• What you should do: Please pull out every line that includes the string "styles".

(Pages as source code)
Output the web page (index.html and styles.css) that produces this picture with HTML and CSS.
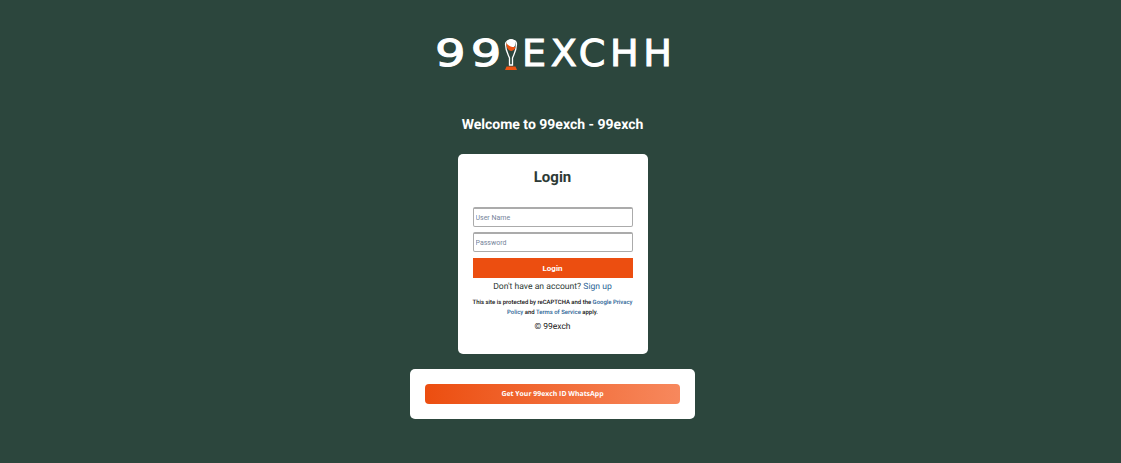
FILE: index.html
```html
<!DOCTYPE html>
<html lang="en">
<head>
  <meta charset="UTF-8">
  <title>99exch</title>
  <link rel="stylesheet" href="styles.css">
</head>
<body>
  <div class="pagina">
    <div class="logo">
      <span class="logo-txt logo-num">99</span>
      <svg class="copa" width="16" height="33" viewBox="0 0 16 33">
        <path d="M2.5 6 C2.5 1 13.5 1 13.5 6 C13.5 13 10.5 17 9.5 20 L9.5 27 L6.5 27 L6.5 20 C5.5 17 2.5 13 2.5 6 Z" fill="none" stroke="#fff" stroke-width="1.3"/>
        <circle cx="8" cy="5.5" r="4.6" fill="#fff"/>
        <path d="M3.4 5 C5 8 9 9.5 12.6 8.8 C12 12.5 8.5 14 5.8 12 C4 10.5 3.2 7.5 3.4 5 Z" fill="#ee5312"/>
        <path d="M3.5 28.5 H12.5 L14 32 H2 Z" fill="#ee5312"/>
      </svg>
      <span class="logo-txt logo-letras">EXCHH</span>
    </div>

    <h2 class="bienvenida">Welcome to 99exch - 99exch</h2>

    <div class="tarjeta">
      <h1>Login</h1>
      <input class="campo" type="text" placeholder="User Name">
      <input class="campo" type="password" placeholder="Password">
      <button class="btn-login">Login</button>
      <p class="registro">Don't have an account? <a href="#">Sign up</a></p>
      <p class="legal">This site is protected by reCAPTCHA and the <a href="#">Google Privacy Policy</a> and <a href="#">Terms of Service</a> apply.</p>
      <p class="copy">© 99exch</p>
    </div>

    <div class="promo">
      <a class="btn-whatsapp" href="#">Get Your 99exch ID WhatsApp</a>
    </div>
  </div>
</body>
</html>
```

FILE: styles.css
```css
:root {
  --color-fondo: #2c463d;
  --color-naranja: #ec4e10;
  --color-azul: #2a6496;
}

body {
  font-family: Roboto, 'Liberation Sans', sans-serif;
  background-color: var(--color-fondo);
  margin: 0;
  padding: 0;
  color: #2d3a36;
  text-rendering: geometricPrecision;
}

.pagina {
  display: flex;
  flex-direction: column;
  align-items: center;
  padding: 36px 16px 0 0;
}

/* LOGO */
.logo {
  display: flex;
  align-items: center;
  height: 36px;
  color: #fff;
}

.logo-txt {
  flex: none;
  font-family: 'DejaVu Sans', sans-serif;
  font-size: 37px;
  line-height: 36px;
  white-space: nowrap;
  -webkit-text-stroke: 1px #fff;
  transform-origin: left center;
}

.logo-num {
  width: 62px;
  letter-spacing: 4px;
  transform: scaleX(1.3);
}

.logo-letras {
  width: 148px;
  letter-spacing: 4.5px;
  transform: scaleX(1.03);
}

.copa {
  flex: none;
  margin: 0 3px 0 6px;
}

.bienvenida {
  margin: 43px 0 0;
  font-size: 14px;
  line-height: 20px;
  font-weight: 700;
  color: #fff;
}

/* TARJETA */
.tarjeta {
  box-sizing: border-box;
  width: 190px;
  height: 200px;
  margin-top: 19px;
  padding: 14px 15px 0;
  background-color: #fff;
  border-radius: 5px;
  text-align: center;
}

h1 {
  margin: 0 0 21px;
  font-size: 15px;
  line-height: 18px;
  font-weight: 700;
}

.campo {
  display: block;
  box-sizing: border-box;
  width: 100%;
  height: 20px;
  margin-bottom: 5px;
  padding: 0 2px;
  border: 1px solid #ababab;
  border-top-width: 2px;
  border-radius: 2px;
  font-family: Roboto, sans-serif;
  font-size: 7px;
}

.campo::placeholder {
  color: #76849a;
}

.btn-login {
  display: block;
  width: 100%;
  height: 20px;
  margin-top: 6px;
  padding: 0;
  border: none;
  background-color: var(--color-naranja);
  color: #fff;
  font-family: Roboto, sans-serif;
  font-size: 8px;
  font-weight: 700;
}

.registro {
  margin: 3px 0 0;
  font-size: 8.6px;
  line-height: 12px;
}

.registro a, .legal a {
  color: var(--color-azul);
  text-decoration: none;
}

.legal {
  margin: 5px 0 0;
  font-size: 5.95px;
  line-height: 9.5px;
  color: #111;
  font-weight: 500;
}

.copy {
  margin: 4px 0 0;
  font-size: 8.5px;
  line-height: 12px;
  color: #222;
}

/* WHATSAPP */
.promo {
  box-sizing: border-box;
  width: 285px;
  height: 50px;
  margin-top: 15px;
  padding: 15px;
  background-color: #fff;
  border-radius: 5px;
}

.btn-whatsapp {
  display: block;
  height: 20px;
  line-height: 21px;
  border-radius: 4px;
  background: linear-gradient(to right, var(--color-naranja), #f7885d);
  color: #fff;
  text-align: center;
  text-decoration: none;
  font-family: 'Open Sans', sans-serif;
  font-size: 6.9px;
  font-weight: 700;
}
```
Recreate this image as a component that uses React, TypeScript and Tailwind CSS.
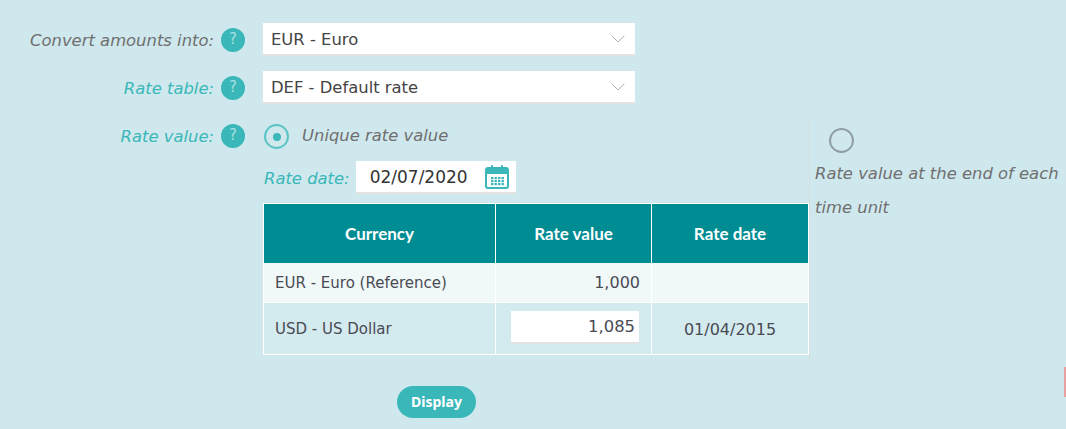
import { ChevronDown } from 'lucide-react'

const TEXT_FONT = "font-['DejaVu_Sans',Verdana,sans-serif]"

function HelpIcon() {
  return (
    <span className="flex h-6 w-6 shrink-0 items-center justify-center rounded-full bg-[#3ab7b9] pb-px text-[15px] text-[#a9dfe0]">
      ?
    </span>
  )
}

function Label({ text, muted }: { text: string; muted?: boolean }) {
  return (
    <span className={`w-[214px] shrink-0 pt-[3px] text-right text-[16.4px] italic ${muted ? 'text-[#6f6f6f]' : 'text-[#3ab7b9]'}`}>
      {text}
    </span>
  )
}

function SelectField({ value }: { value: string }) {
  return (
    <div className="ml-[18px] flex h-[33px] w-[372px] items-center justify-between border-b-2 border-[#e3e3e3] bg-white pl-2 pr-[5px] text-[16.4px] text-[#444]">
      <span className="pt-[3px]">{value}</span>
      <ChevronDown size={24} strokeWidth={1} className="text-[#aab4b8]" />
    </div>
  )
}

function Radio({ checked }: { checked?: boolean }) {
  return (
    <span
      className={`flex h-[25px] w-[25px] shrink-0 items-center justify-center rounded-full border-2 ${
        checked ? 'border-[#5cc4c6]' : 'border-[#8f9fa3]'
      }`}
    >
      {checked && <span className="h-2 w-2 rounded-full bg-[#3ab7b9]" />}
    </span>
  )
}

function RateTable() {
  return (
    <table className="mt-[9px] w-[546px] table-fixed border-collapse border border-white text-[15px] text-[#4a4a55]">
      <thead>
        <tr className="h-[59px] bg-[#008c93] font-['Lato',sans-serif] text-[17px] font-bold text-white">
          <th className="w-[232px] border-r border-white">Currency</th>
          <th className="w-[156px] border-r border-white">Rate value</th>
          <th>Rate date</th>
        </tr>
      </thead>
      <tbody>
        <tr className="h-10 border-b border-white bg-[#f0f9f8]">
          <td className="border-r border-white pl-[11px] pt-[2px]">EUR - Euro (Reference)</td>
          <td className="border-r border-white pr-[11px] pt-[2px] text-right text-base">1,000</td>
          <td />
        </tr>
        <tr className="h-[52px] bg-[#d3ebee]">
          <td className="border-r border-white pl-[11px] pt-[2px]">USD - US Dollar</td>
          <td className="border-r border-white">
            <div className="mb-[3px] ml-[15px] flex h-[33px] w-[128px] items-center justify-end border-b-2 border-[#e3e3e3] bg-white pr-1 pt-[3px] text-[16.4px]">
              1,085
            </div>
          </td>
          <td className="pt-[2px] text-center text-base">01/04/2015</td>
        </tr>
      </tbody>
    </table>
  )
}

function CalendarIcon() {
  return (
    <svg width="26" height="26" viewBox="0 0 26 26" className="shrink-0">
      <rect x="2" y="4" width="22" height="20" rx="2" fill="none" stroke="#3ab7b9" strokeWidth="2" />
      <rect x="2" y="4" width="22" height="6" fill="#3ab7b9" />
      <rect x="7" y="1" width="2" height="6" rx="1" fill="#3ab7b9" />
      <rect x="17" y="1" width="2" height="6" rx="1" fill="#3ab7b9" />
      {[7, 10.5, 14, 17.5].map((x) =>
        [13, 16, 19].map((y) => <rect key={`${x}-${y}`} x={x} y={y} width="2.4" height="2.2" fill="#3ab7b9" />)
      )}
    </svg>
  )
}

export default function App() {
  return (
    <div className={`relative h-[429px] w-[1066px] overflow-hidden bg-[#cfe8ed] pt-[23px] ${TEXT_FONT}`}>
      <div className="flex items-center">
        <Label text="Convert amounts into:" muted />
        <span className="ml-[7px]"><HelpIcon /></span>
        <SelectField value="EUR - Euro" />
      </div>
      <div className="mt-[15px] flex items-center">
        <Label text="Rate table:" />
        <span className="ml-[7px]"><HelpIcon /></span>
        <SelectField value="DEF - Default rate" />
      </div>
      <div className="mt-[14px] flex items-start">
        <div className="mt-[4px] flex items-center">
          <Label text="Rate value:" />
          <span className="ml-[7px]"><HelpIcon /></span>
        </div>
        <div className="ml-[18px] w-[547px] border-r border-[#d5dcde] pb-2">
          <div className="ml-px mt-[6px] flex items-center">
            <Radio checked />
            <span className="ml-[13px] text-[16.4px] italic text-[#6f6f6f]">Unique rate value</span>
          </div>
          <div className="mt-3 flex items-center">
            <span className="ml-px pt-[3px] text-[16.4px] italic text-[#3ab7b9]">Rate date:</span>
            <div className="ml-[6px] flex h-[33px] w-40 items-center justify-between border-b-2 border-[#e3e3e3] bg-white pl-[14px] pr-[6px] text-[17px] text-[#333]">
              <span className="pt-[3px]">02/07/2020</span>
              <CalendarIcon />
            </div>
          </div>
          <RateTable />
        </div>
        <div className="w-[256px] pl-[5px]">
          <div className="ml-[14px] mt-[10px]"><Radio /></div>
          <p className="mt-1 text-[16.4px] italic leading-[34px] text-[#6f6f6f]">Rate value at the end of each time unit</p>
        </div>
      </div>
      <button className="ml-[397px] mt-[23px] h-8 w-[79px] rounded-full bg-[#3ab7b9] font-['Noto_Sans',sans-serif] text-sm font-bold text-white">
        Display
      </button>
      <div className="absolute right-0 top-[367px] h-[30px] w-0.5 bg-[#e9a0a0]" />
    </div>
  )
}
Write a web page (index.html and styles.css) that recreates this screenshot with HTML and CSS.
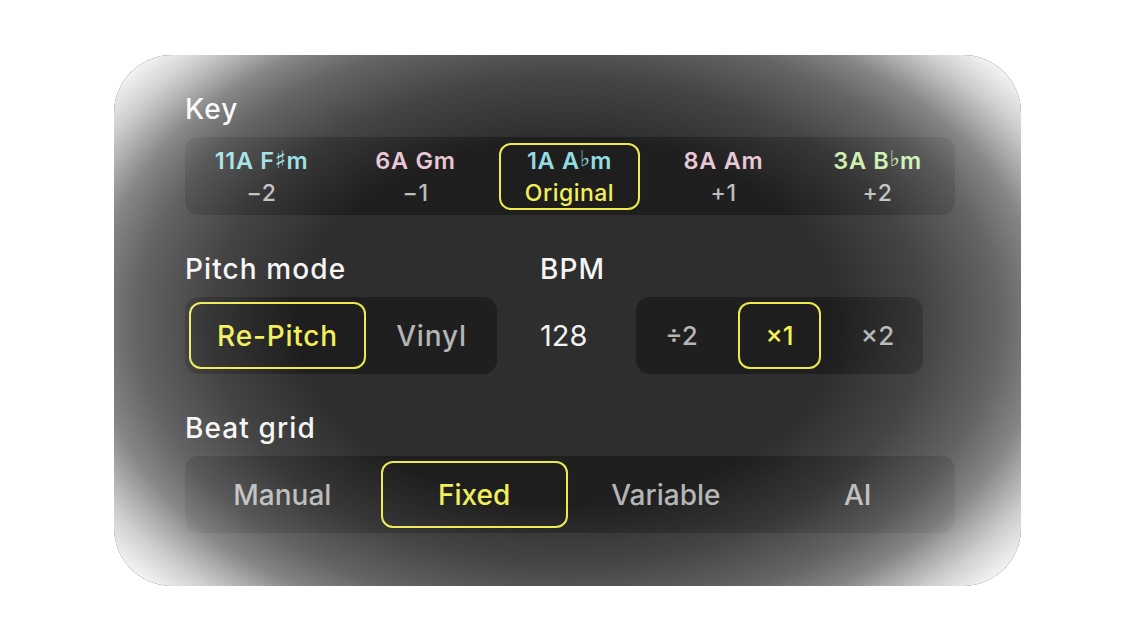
FILE: index.html
```html
<!DOCTYPE html>
<html lang="en">
<head>
<meta charset="utf-8">
<title>Track settings</title>
<link rel="stylesheet" href="styles.css">
</head>
<body>
<div class="stage">
  <div class="card">
    <section class="group">
      <div class="label">Key</div>
      <div class="seg seg-key">
        <div class="key"><span class="k cyan">11A F<span class="acc">♯</span>m</span><span class="d">−2</span></div>
        <div class="key"><span class="k pink">6A Gm</span><span class="d">−1</span></div>
        <div class="key sel"><span class="k cyan">1A A<span class="acc flat">♭</span>m</span><span class="d">Original</span></div>
        <div class="key"><span class="k pink">8A Am</span><span class="d">+1</span></div>
        <div class="key"><span class="k green">3A B<span class="acc flat">♭</span>m</span><span class="d">+2</span></div>
      </div>
    </section>
    <div class="row">
      <section class="group pitch">
        <div class="label">Pitch mode</div>
        <div class="seg seg-pitch">
          <div class="opt sel">Re-Pitch</div>
          <div class="opt">Vinyl</div>
        </div>
      </section>
      <section class="group bpm">
        <div class="label">BPM</div>
        <div class="bpm-row">
          <div class="bpm-val">128</div>
          <div class="seg seg-mult">
            <div class="opt">÷2</div>
            <div class="opt sel">×1</div>
            <div class="opt">×2</div>
          </div>
        </div>
      </section>
    </div>
    <section class="group">
      <div class="label">Beat grid</div>
      <div class="seg seg-grid">
        <div class="opt">Manual</div>
        <div class="opt sel">Fixed</div>
        <div class="opt">Variable</div>
        <div class="opt">AI</div>
      </div>
    </section>
  </div>
</div>
</body>
</html>
```
FILE: styles.css
```css
html, body {
  margin: 0;
  padding: 0;
  background: #ffffff;
}
body {
  font-family: Inter, "Liberation Sans", sans-serif;
  width: 1136px;
  height: 642px;
  overflow: hidden;
}
.stage {
  padding-top: 55px;
  padding-left: 114px;
}
.card {
  position: relative;
  width: 907px;
  height: 531px;
  box-sizing: border-box;
  padding: 36px 66px 53px 71px;
  background: #2e2e2e;
  border-radius: 58px;
  overflow: hidden;
  display: flex;
  flex-direction: column;
  gap: 36px;
}
.card::after {
  content: "";
  position: absolute;
  inset: 0;
  pointer-events: none;
  background: radial-gradient(ellipse 560px 380px at 50% 50%,
    rgba(255,255,255,0) 48%,
    rgba(255,255,255,0.11) 64%,
    rgba(255,255,255,0.26) 77%,
    rgba(255,255,255,0.42) 85%,
    rgba(255,255,255,0.60) 90%,
    rgba(255,255,255,0.77) 95%,
    rgba(255,255,255,0.95) 102%);
}
.group {
  display: flex;
  flex-direction: column;
  gap: 10px;
}
.label {
  font-size: 28px;
  line-height: 36px;
  font-weight: 500;
  letter-spacing: 1.1px;
  color: #f5f5f5;
}
.row {
  display: flex;
  gap: 43px;
}
.pitch {
  width: 312px;
}
.seg {
  background: #1f1f1f;
  border-radius: 14px;
  padding: 5px;
  display: flex;
  box-sizing: border-box;
}
.seg-key {
  width: 770px;
  gap: 13px;
  padding: 6px 6px 5px;
}
.key {
  width: 141px;
  height: 67px;
  box-sizing: border-box;
  border: 2px solid transparent;
  border-radius: 12px;
  display: flex;
  flex-direction: column;
  align-items: center;
  justify-content: center;
  white-space: nowrap;
}
.key .k {
  font-size: 23.5px;
  line-height: 32px;
  font-weight: 600;
  letter-spacing: 0.7px;
}
.key .d {
  font-size: 23px;
  line-height: 32px;
  font-weight: 500;
  letter-spacing: 0.5px;
  color: #bdbdbd;
}
.acc {
  font-family: "DejaVu Sans", sans-serif;
  font-weight: 700;
  font-size: 24px;
  line-height: 1;
  position: relative;
  top: -1px;
  margin: 0;
  letter-spacing: 0;
}
.acc.flat {
  font-size: 22px;
  top: -3px;
}
.cyan { color: #93dde0; }
.pink { color: #e9c6d6; }
.green { color: #c6eea6; }
.sel {
  border: 2px solid #ecea4e !important;
  border-radius: 12px;
  background: #1e1e1e;
}
.key.sel .d { color: #f2ef5a; }
.opt {
  height: 67px;
  box-sizing: border-box;
  border: 2px solid transparent;
  border-radius: 12px;
  display: flex;
  align-items: center;
  justify-content: center;
  font-size: 28px;
  font-weight: 500;
  color: #b4b4b4;
}
.opt.sel { color: #f2ef5a; }
.seg-pitch {
  width: 312px;
  gap: 4px;
  padding: 5px 4px;
}
.seg-pitch .opt {
  padding: 0 24px;
  letter-spacing: 0.8px;
}
.seg-pitch .opt.sel {
  width: 177px;
}
.seg-pitch .opt:last-child {
  flex: 1;
}
.bpm-row {
  display: flex;
  align-items: center;
}
.bpm-val {
  width: 96px;
  font-size: 29px;
  font-weight: 400;
  color: #f2f2f2;
}
.seg-mult {
  width: 287px;
  gap: 15px;
  padding: 5px 4px;
}
.seg-mult .opt {
  width: 83px;
  font-size: 26px;
}
.seg-grid {
  width: 770px;
  gap: 5px;
  padding: 5px 4px;
}
.seg-grid .opt {
  flex: 1;
}
```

• Exercise response:
Output the web page (index.html and styles.css) that produces this picture with HTML and CSS.
  <link rel="stylesheet" href="styles.css">
FILE: styles.css
Write a web page (index.html and styles.css) that recreates this screenshot with HTML and CSS.
<link rel="stylesheet" href="styles.css">
FILE: styles.css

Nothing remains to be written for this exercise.